In analyzing the Securities Exclusion, the court highlighted that the exclusion’s language did not clearly and distinctly communicate its application to the claims asserted in the ERISA action. The court pointed out that while the exclusion could be interpreted to encompass claims related to IGT’s performance as a corporation, it did not adequately address IGT's fiduciary role in managing employee retirement accounts. The court emphasized that the claims made by the ERISA plaintiffs concerned fiduciary breaches that were not solely dependent on IGT's securities transactions but involved broader obligations of care and diligence in managing the retirement plan. The court stressed that the exclusion should not be interpreted so broadly as to negate coverage for claims that, while incidentally involving securities, also pertained to fiduciary duties, which were separate from the core issues of securities transactions. The court concluded that Federal had not met its burden to demonstrate that the exclusion applied definitively to the claims in the ERISA action. This reasoning reinforced the court’s decision to deny Federal’s motion for summary judgment regarding the breach of contract claims.

Duty to Defend vs. Duty to Indemnify

The court elaborated on the distinction between the insurer's duty to defend and its duty to indemnify, explaining that the former is broader in scope. It remarked that the duty to defend arises whenever there is a potential for coverage, which means that an insurer must defend its insured against claims that could be covered by the policy, even if the claims are ultimately found to be without merit. This principle is rooted in public policy considerations that favor providing a defense to the insured to avoid potential hardships and unfairness due to the cost of legal representation. The court reiterated that the duty to defend is a separate obligation that exists regardless of the insurer's ultimate liability to indemnify, reinforcing the idea that any ambiguity regarding coverage should benefit the insured. Therefore, since the court found plausible claims that could potentially fall outside the Securities Exclusion, it determined that Federal was obligated to defend IGT in the ERISA action under the terms of the policy. This analysis significantly impacted the outcome, leading to the denial of Federal's summary judgment motion concerning the breach of contract claims.
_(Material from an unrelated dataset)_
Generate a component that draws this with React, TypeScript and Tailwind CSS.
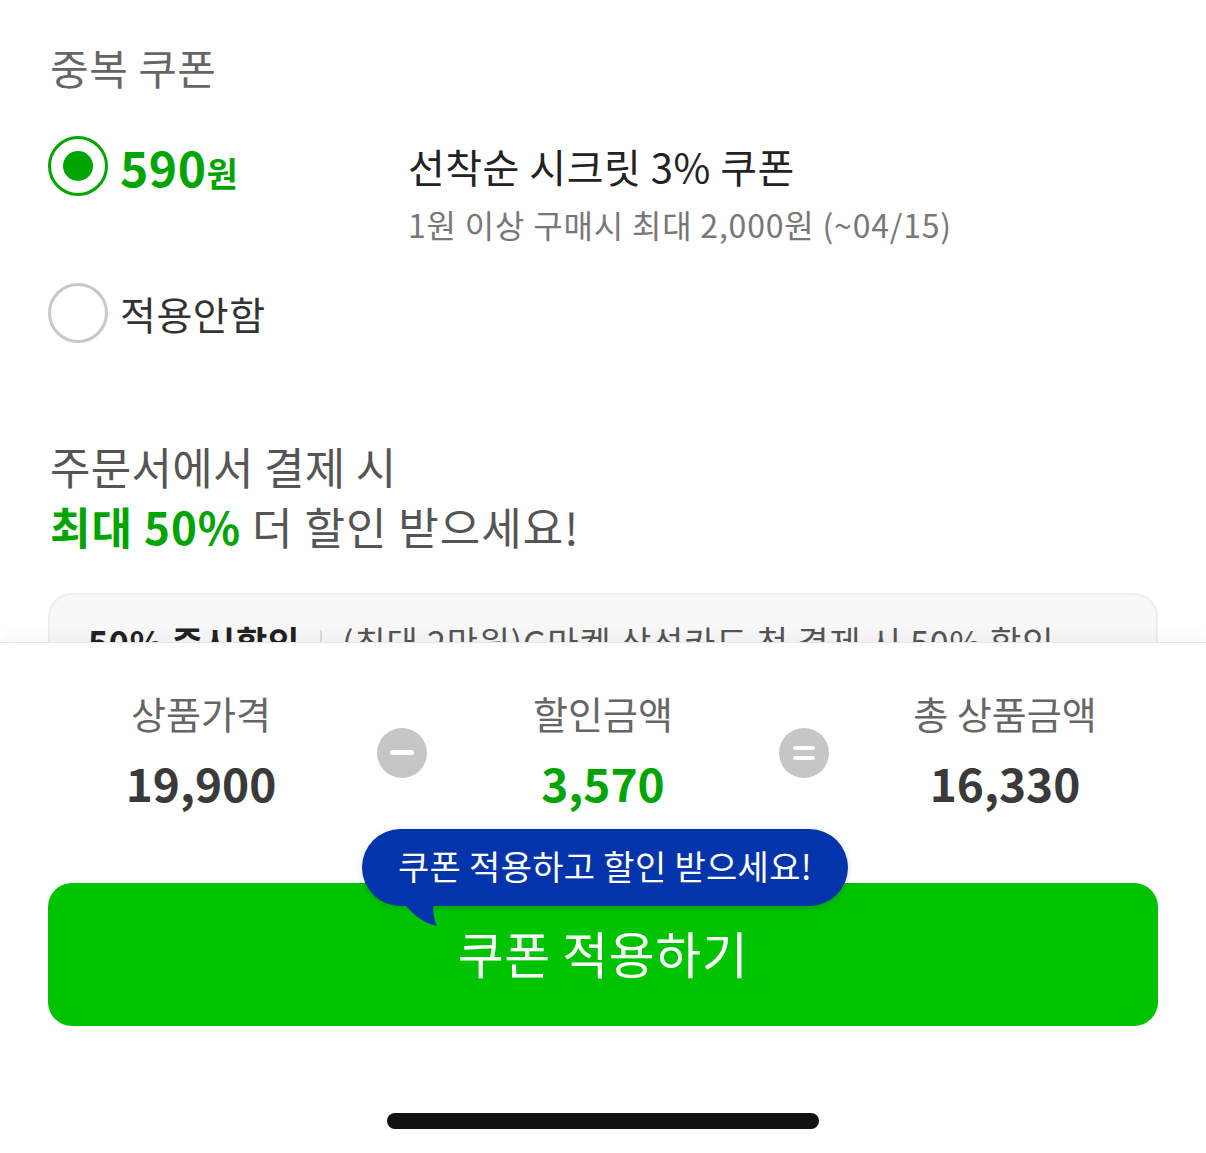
import React from "react"

const font = { fontFamily: '"Noto Sans CJK KR", "Noto Sans", sans-serif' }

function Radio({ checked }: { checked?: boolean }) {
  return checked ? (
    <div className="w-[60px] h-[60px] rounded-full border-[3px] border-[#00a400] flex items-center justify-center shrink-0">
      <div className="w-[30px] h-[30px] rounded-full bg-[#00a400]" />
    </div>
  ) : (
    <div className="w-[60px] h-[60px] rounded-full border-[3px] border-[#c8c8c8] shrink-0" />
  )
}

function Operator({ kind }: { kind: "minus" | "equal" }) {
  return (
    <div className="w-0 flex justify-center items-center self-stretch pt-[6px]">
      <div className="w-[50px] h-[50px] shrink-0 rounded-full bg-[#c6c6c6] flex flex-col items-center justify-center gap-[6px]">
        {kind === "minus" ? (
          <div className="w-[24px] h-[5px] rounded-full bg-white" />
        ) : (
          <>
            <div className="w-[22px] h-[4px] rounded-full bg-white" />
            <div className="w-[22px] h-[4px] rounded-full bg-white" />
          </>
        )}
      </div>
    </div>
  )
}

function PriceCol({ label, value, green }: { label: string; value: string; green?: boolean }) {
  return (
    <div className="flex-1 flex flex-col items-center">
      <div className="text-[38px] leading-[48px] text-[#666]">{label}</div>
      <div
        className={`mt-[17px] text-[46px] leading-[56px] font-bold ${green ? "text-[#00a400]" : "text-[#3a3a3a]"}`}
      >
        {value}
      </div>
    </div>
  )
}

export default function App() {
  return (
    <div className="w-[1206px] h-[1153px] bg-white flex flex-col overflow-hidden" style={font}>
      {/* 쿠폰 선택 영역 */}
      <div className="h-[642px] shrink-0 overflow-hidden px-[48px] pt-[43px]">
        <div className="text-[42px] leading-[48px] text-[#666] pl-[2px] tracking-[0.5px]">중복 쿠폰</div>

        <div className="mt-[45px] flex">
          <div className="w-[360px] shrink-0 flex items-center gap-[12px] h-[60px]">
            <Radio checked />
            <div className="font-bold text-[#00a400] flex items-baseline">
              <span className="text-[48px] leading-[56px] tracking-[0.5px]">590</span>
              <span className="text-[34px] leading-[40px]">원</span>
            </div>
          </div>
          <div className="flex flex-col">
            <div className="h-[60px] flex items-center text-[40px] text-[#222] tracking-[0.5px]">
              선착순 시크릿 3% 쿠폰
            </div>
            <div className="mt-[6px] text-[32px] leading-[44px] text-[#777] tracking-[0.8px]">
              1원 이상 구매시 최대 2,000원 (~04/15)
            </div>
          </div>
        </div>

        <div className="mt-[37px] flex items-center gap-[12px]">
          <Radio />
          <div className="text-[39px] leading-[48px] text-[#333] tracking-[0.5px]">적용안함</div>
        </div>

        <div className="mt-[93px] pl-[2px] text-[44px] leading-[60px] text-[#555] tracking-[0.3px]">
          <div>주문서에서 결제 시</div>
          <div className="tracking-[1px]">
            <span className="font-bold text-[#00a400]">최대 50%</span> 더 할인 받으세요!
          </div>
        </div>

        <div className="mt-[37px] rounded-[24px] border-2 border-[#eeeeee] bg-[#f8f8f8] pl-[38px] pt-[24px] pb-[24px] flex items-center gap-[20px] text-[34px] leading-[46px] tracking-[0.8px]">
          <span className="font-bold text-[#222]">50% 즉시할인</span>
          <span className="w-[2px] h-[24px] bg-[#ddd]" />
          <span className="text-[#555]">(최대 2만원)G마켓 삼성카드 첫 결제 시 50% 할인</span>
        </div>
      </div>

      {/* 하단 금액 요약 */}
      <div className="relative flex-1 bg-white border-t border-[#e6e6e6] shadow-[0_-6px_14px_rgba(0,0,0,0.04)] pt-[46px] flex flex-col">
        <div className="flex">
          <PriceCol label="상품가격" value="19,900" />
          <Operator kind="minus" />
          <PriceCol label="할인금액" value="3,570" green />
          <Operator kind="equal" />
          <PriceCol label="총 상품금액" value="16,330" />
        </div>

        <div className="relative mx-[48px] mt-[73px]">
          <button className="w-full h-[143px] rounded-[24px] bg-[#00c300] text-white text-[50px] tracking-[0.5px] flex items-center justify-center pb-[4px]">
            쿠폰 적용하기
          </button>

          {/* 말풍선 */}
          <div className="absolute left-[314px] top-[-54px] h-[77px] px-[36px] rounded-full bg-[#0434a9] shadow-[0_2px_6px_rgba(0,0,0,0.15)] flex items-center text-white text-[34px] tracking-[0.3px] pb-[4px]">
            쿠폰 적용하고 할인 받으세요!
            <svg className="absolute left-[38px] top-[68px]" width="42" height="34" viewBox="0 0 42 34">
              <path d="M0 0 C 8 14, 22 26, 37 29 C 33 20, 32 10, 35 0 Z" fill="#0434a9" />
            </svg>
          </div>
        </div>

        <div className="mt-[87px] self-center w-[432px] h-[16px] rounded-full bg-[#111]" />
      </div>
    </div>
  )
}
Tortious Breach of the Implied Covenant of Good Faith and Fair Dealing

The court addressed IGT's claim for tortious breach of the implied covenant of good faith and fair dealing, concluding that Federal was entitled to summary judgment on this claim. Under Nevada law, the implied covenant of good faith and fair dealing in an insurance contract requires the insurer to act in good faith and not deny claims without proper cause. The court determined that Federal had a reasonable basis for its denial of coverage, even if its interpretation of the policy ultimately proved to be incorrect. The court highlighted that a mere incorrect denial of coverage does not constitute bad faith if the insurer can demonstrate that there was a reasonable basis for its decision. It found that Federal's actions, including its consistent communication regarding the potential applicability of the Securities Exclusion and its engagement of legal counsel for the ERISA Action, reflected a careful consideration of the coverage issues. IGT's attempts to create a factual dispute regarding Federal's motivation for denying coverage were deemed unpersuasive, and the court noted that IGT failed to provide sufficient evidence to support its allegations. Consequently, the court granted summary judgment in favor of Federal regarding the tortious breach claim.

Conclusion of the Case

The court's final ruling allowed IGT to proceed with its breach of contract claims against Federal while simultaneously dismissing the claim for tortious breach of the implied covenant of good faith and fair dealing. The ruling highlighted the court's commitment to interpreting the insurance policy in a manner that maximizes coverage for the insured and underscores the importance of an insurer's duty to defend. By clarifying the standards for interpreting policy exclusions and the obligations of insurers, the court set a precedent for future cases involving similar issues of insurance coverage. The decision also reinforced the principle that insurers must clearly communicate any limitations on coverage to avoid ambiguity that could disadvantage the insured. Ultimately, the case marked a significant victory for IGT in its pursuit of coverage under the insurance policy, while also affirming the legal standards governing insurer liability and the duty to defend.